%%

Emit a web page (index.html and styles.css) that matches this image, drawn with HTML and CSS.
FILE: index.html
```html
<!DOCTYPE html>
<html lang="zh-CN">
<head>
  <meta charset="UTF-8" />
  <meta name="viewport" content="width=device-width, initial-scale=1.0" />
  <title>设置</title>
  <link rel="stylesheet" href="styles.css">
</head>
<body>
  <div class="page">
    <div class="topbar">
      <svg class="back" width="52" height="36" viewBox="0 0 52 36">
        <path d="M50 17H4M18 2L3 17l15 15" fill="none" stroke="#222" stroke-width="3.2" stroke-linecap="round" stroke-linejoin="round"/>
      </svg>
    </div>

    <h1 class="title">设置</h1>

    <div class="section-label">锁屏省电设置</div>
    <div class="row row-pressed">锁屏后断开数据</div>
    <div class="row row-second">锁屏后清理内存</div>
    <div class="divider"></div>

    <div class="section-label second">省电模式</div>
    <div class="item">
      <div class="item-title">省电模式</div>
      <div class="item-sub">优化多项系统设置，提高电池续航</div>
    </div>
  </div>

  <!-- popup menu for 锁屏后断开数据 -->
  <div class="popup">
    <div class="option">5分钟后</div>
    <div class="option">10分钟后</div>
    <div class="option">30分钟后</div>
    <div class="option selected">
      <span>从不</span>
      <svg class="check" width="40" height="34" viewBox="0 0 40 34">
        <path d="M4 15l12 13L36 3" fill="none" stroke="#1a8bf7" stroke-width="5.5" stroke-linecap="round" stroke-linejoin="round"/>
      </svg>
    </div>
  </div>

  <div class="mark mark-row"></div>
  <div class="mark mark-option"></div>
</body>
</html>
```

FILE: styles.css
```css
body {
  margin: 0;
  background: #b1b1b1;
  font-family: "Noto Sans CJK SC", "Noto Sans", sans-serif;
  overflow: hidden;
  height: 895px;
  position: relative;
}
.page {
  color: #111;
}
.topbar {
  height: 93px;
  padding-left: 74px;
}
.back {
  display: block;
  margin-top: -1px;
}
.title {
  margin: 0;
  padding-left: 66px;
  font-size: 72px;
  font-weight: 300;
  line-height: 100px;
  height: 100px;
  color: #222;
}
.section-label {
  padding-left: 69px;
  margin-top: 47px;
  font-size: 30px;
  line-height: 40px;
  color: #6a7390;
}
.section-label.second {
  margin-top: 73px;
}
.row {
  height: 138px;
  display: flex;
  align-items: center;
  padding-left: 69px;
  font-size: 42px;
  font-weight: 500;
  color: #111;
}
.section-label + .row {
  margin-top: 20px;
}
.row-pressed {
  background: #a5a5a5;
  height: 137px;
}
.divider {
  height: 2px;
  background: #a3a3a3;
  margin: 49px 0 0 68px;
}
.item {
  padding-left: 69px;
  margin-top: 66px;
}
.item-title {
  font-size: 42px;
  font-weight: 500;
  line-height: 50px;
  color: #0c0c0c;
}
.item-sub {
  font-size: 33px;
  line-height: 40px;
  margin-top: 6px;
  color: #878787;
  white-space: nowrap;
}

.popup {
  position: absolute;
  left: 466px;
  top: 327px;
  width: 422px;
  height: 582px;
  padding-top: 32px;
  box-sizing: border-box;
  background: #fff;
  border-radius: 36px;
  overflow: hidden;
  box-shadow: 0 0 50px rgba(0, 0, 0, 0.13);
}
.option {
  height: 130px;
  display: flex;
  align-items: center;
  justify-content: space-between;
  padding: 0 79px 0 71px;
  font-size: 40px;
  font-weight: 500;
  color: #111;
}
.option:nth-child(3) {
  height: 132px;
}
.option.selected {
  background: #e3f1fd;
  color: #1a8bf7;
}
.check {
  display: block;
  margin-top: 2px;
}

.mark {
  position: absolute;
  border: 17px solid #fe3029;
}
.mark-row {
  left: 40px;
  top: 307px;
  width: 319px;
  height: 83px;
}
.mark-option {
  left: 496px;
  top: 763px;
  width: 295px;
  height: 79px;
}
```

%%
%%

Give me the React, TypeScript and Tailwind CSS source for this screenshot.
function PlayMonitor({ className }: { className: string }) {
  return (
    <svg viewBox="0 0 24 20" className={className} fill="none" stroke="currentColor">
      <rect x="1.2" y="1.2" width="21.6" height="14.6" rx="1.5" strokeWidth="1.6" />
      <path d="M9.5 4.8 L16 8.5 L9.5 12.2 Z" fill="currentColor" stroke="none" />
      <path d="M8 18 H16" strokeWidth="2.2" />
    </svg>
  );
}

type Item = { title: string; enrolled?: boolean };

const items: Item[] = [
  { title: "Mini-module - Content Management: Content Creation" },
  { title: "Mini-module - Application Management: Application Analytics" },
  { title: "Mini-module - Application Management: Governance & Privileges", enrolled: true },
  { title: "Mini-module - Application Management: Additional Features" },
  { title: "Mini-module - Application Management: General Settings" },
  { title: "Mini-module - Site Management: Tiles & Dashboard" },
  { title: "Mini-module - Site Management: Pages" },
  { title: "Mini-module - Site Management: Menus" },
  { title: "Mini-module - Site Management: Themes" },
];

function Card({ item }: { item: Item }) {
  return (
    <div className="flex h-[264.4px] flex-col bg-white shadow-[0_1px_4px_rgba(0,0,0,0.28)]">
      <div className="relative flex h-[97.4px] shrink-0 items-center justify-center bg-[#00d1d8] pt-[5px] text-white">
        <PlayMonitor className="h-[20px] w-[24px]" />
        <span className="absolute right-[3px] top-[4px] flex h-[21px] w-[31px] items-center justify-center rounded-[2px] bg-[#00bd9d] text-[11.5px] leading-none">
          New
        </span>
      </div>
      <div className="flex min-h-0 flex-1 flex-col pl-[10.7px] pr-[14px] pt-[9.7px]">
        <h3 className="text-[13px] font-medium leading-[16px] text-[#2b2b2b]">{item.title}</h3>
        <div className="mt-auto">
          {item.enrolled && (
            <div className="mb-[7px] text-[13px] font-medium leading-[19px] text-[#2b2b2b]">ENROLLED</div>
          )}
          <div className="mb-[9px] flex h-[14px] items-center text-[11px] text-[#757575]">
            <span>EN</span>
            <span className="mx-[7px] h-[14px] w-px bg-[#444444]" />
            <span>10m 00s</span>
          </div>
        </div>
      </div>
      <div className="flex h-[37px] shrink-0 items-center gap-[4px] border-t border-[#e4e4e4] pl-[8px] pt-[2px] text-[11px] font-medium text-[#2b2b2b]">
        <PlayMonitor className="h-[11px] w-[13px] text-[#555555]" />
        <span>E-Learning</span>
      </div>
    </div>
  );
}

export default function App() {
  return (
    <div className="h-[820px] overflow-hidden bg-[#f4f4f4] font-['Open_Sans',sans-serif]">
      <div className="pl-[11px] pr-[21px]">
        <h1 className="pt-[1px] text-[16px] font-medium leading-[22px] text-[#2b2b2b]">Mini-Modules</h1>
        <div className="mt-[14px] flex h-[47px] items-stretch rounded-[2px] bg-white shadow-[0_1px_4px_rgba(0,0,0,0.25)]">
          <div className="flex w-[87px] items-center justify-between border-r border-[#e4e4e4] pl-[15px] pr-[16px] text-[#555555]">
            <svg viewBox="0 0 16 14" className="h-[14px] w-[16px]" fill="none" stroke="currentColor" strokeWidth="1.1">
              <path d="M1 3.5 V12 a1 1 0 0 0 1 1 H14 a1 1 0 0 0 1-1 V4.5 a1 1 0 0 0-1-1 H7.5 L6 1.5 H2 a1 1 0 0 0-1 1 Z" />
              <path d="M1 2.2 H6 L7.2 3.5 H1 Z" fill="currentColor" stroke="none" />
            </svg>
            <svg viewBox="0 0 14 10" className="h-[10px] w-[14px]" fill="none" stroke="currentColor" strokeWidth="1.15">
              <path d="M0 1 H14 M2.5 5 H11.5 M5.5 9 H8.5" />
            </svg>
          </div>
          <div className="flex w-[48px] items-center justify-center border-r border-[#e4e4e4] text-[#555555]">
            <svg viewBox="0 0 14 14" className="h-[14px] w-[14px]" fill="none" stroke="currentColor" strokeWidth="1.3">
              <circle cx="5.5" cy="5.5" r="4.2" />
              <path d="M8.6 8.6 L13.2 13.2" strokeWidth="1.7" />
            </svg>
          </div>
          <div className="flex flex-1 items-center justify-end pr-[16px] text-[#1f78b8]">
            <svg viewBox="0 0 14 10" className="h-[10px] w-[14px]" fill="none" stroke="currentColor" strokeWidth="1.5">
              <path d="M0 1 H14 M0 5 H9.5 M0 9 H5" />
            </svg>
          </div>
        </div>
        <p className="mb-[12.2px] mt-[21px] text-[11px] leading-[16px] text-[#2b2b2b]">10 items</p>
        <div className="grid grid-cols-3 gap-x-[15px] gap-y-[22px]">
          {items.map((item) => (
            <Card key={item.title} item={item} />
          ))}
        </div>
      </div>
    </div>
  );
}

%%

- _THE PROBLEM_
Retype precisely, and only, the span of lines that opens at the line containing "Give me the" and closes at the line containing "string; enrolled?: boolean", both inclusive.

- _TASK RESULT_
Give me the React, TypeScript and Tailwind CSS source for this screenshot.
function PlayMonitor({ className }: { className: string }) {
  return (
    <svg viewBox="0 0 24 20" className={className} fill="none" stroke="currentColor">
      <rect x="1.2" y="1.2" width="21.6" height="14.6" rx="1.5" strokeWidth="1.6" />
      <path d="M9.5 4.8 L16 8.5 L9.5 12.2 Z" fill="currentColor" stroke="none" />
      <path d="M8 18 H16" strokeWidth="2.2" />
    </svg>
  );
}

type Item = { title: string; enrolled?: boolean };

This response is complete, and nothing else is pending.